> **What you are asked to do**
The complete listing should be restated exactly.

> **Data**
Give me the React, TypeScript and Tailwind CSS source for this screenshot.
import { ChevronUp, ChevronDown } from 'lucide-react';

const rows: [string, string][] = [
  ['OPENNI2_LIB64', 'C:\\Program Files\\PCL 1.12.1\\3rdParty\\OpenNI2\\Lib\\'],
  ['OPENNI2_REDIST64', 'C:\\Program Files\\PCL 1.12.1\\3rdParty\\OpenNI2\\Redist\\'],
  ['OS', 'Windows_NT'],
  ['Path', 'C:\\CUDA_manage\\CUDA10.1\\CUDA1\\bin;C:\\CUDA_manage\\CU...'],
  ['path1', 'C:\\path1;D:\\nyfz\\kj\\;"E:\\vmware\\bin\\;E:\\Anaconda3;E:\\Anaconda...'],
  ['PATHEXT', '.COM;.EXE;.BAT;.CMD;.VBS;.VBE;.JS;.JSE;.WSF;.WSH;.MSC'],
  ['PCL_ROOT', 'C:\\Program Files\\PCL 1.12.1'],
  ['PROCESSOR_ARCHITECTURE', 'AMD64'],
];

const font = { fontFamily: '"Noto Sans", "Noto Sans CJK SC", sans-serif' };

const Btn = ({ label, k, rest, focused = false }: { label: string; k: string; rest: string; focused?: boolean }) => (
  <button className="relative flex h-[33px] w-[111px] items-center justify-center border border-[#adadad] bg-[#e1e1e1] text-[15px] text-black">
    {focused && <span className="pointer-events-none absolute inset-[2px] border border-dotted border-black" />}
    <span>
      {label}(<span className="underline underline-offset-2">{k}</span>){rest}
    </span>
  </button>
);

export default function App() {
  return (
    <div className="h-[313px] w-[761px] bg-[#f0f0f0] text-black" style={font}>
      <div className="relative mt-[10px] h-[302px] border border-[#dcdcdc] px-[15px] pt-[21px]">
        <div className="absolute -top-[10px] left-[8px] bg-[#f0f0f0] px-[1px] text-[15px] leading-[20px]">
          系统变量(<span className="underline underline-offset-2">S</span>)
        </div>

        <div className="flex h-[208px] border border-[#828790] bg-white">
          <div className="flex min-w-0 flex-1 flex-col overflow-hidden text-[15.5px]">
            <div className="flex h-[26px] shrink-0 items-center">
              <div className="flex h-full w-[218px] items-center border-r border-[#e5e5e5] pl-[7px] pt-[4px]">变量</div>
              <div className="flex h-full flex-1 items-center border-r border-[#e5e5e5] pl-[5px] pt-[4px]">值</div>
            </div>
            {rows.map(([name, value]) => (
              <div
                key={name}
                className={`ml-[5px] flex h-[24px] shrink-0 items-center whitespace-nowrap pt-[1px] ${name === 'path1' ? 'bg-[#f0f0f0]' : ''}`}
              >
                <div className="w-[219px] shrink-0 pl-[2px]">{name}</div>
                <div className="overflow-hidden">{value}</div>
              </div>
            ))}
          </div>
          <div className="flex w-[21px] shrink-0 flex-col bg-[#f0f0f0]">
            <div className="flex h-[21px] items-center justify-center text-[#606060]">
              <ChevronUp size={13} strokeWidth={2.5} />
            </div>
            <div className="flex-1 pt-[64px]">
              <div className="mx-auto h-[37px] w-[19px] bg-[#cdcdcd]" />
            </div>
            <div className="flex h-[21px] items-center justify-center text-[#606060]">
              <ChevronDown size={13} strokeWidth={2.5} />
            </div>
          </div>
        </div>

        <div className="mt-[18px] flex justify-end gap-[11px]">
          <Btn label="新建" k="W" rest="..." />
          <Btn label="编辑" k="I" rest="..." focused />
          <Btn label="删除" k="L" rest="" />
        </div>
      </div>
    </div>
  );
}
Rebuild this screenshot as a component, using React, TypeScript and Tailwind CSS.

> **Result for this task**
Give me the React, TypeScript and Tailwind CSS source for this screenshot.
import { ChevronUp, ChevronDown } from 'lucide-react';

const rows: [string, string][] = [
  ['OPENNI2_LIB64', 'C:\\Program Files\\PCL 1.12.1\\3rdParty\\OpenNI2\\Lib\\'],
  ['OPENNI2_REDIST64', 'C:\\Program Files\\PCL 1.12.1\\3rdParty\\OpenNI2\\Redist\\'],
  ['OS', 'Windows_NT'],
  ['Path', 'C:\\CUDA_manage\\CUDA10.1\\CUDA1\\bin;C:\\CUDA_manage\\CU...'],
  ['path1', 'C:\\path1;D:\\nyfz\\kj\\;"E:\\vmware\\bin\\;E:\\Anaconda3;E:\\Anaconda...'],
  ['PATHEXT', '.COM;.EXE;.BAT;.CMD;.VBS;.VBE;.JS;.JSE;.WSF;.WSH;.MSC'],
  ['PCL_ROOT', 'C:\\Program Files\\PCL 1.12.1'],
  ['PROCESSOR_ARCHITECTURE', 'AMD64'],
];

const font = { fontFamily: '"Noto Sans", "Noto Sans CJK SC", sans-serif' };

const Btn = ({ label, k, rest, focused = false }: { label: string; k: string; rest: string; focused?: boolean }) => (
  <button className="relative flex h-[33px] w-[111px] items-center justify-center border border-[#adadad] bg-[#e1e1e1] text-[15px] text-black">
    {focused && <span className="pointer-events-none absolute inset-[2px] border border-dotted border-black" />}
    <span>
      {label}(<span className="underline underline-offset-2">{k}</span>){rest}
    </span>
  </button>
);

export default function App() {
  return (
    <div className="h-[313px] w-[761px] bg-[#f0f0f0] text-black" style={font}>
      <div className="relative mt-[10px] h-[302px] border border-[#dcdcdc] px-[15px] pt-[21px]">
        <div className="absolute -top-[10px] left-[8px] bg-[#f0f0f0] px-[1px] text-[15px] leading-[20px]">
          系统变量(<span className="underline underline-offset-2">S</span>)
        </div>

        <div className="flex h-[208px] border border-[#828790] bg-white">
          <div className="flex min-w-0 flex-1 flex-col overflow-hidden text-[15.5px]">
            <div className="flex h-[26px] shrink-0 items-center">
              <div className="flex h-full w-[218px] items-center border-r border-[#e5e5e5] pl-[7px] pt-[4px]">变量</div>
              <div className="flex h-full flex-1 items-center border-r border-[#e5e5e5] pl-[5px] pt-[4px]">值</div>
            </div>
            {rows.map(([name, value]) => (
              <div
                key={name}
                className={`ml-[5px] flex h-[24px] shrink-0 items-center whitespace-nowrap pt-[1px] ${name === 'path1' ? 'bg-[#f0f0f0]' : ''}`}
              >
                <div className="w-[219px] shrink-0 pl-[2px]">{name}</div>
                <div className="overflow-hidden">{value}</div>
              </div>
            ))}
          </div>
          <div className="flex w-[21px] shrink-0 flex-col bg-[#f0f0f0]">
            <div className="flex h-[21px] items-center justify-center text-[#606060]">
              <ChevronUp size={13} strokeWidth={2.5} />
            </div>
            <div className="flex-1 pt-[64px]">
              <div className="mx-auto h-[37px] w-[19px] bg-[#cdcdcd]" />
            </div>
            <div className="flex h-[21px] items-center justify-center text-[#606060]">
              <ChevronDown size={13} strokeWidth={2.5} />
            </div>
          </div>
        </div>

        <div className="mt-[18px] flex justify-end gap-[11px]">
          <Btn label="新建" k="W" rest="..." />
          <Btn label="编辑" k="I" rest="..." focused />
          <Btn label="删除" k="L" rest="" />
        </div>
      </div>
    </div>
  );
}
Rebuild this screenshot as a component, using React, TypeScript and Tailwind CSS.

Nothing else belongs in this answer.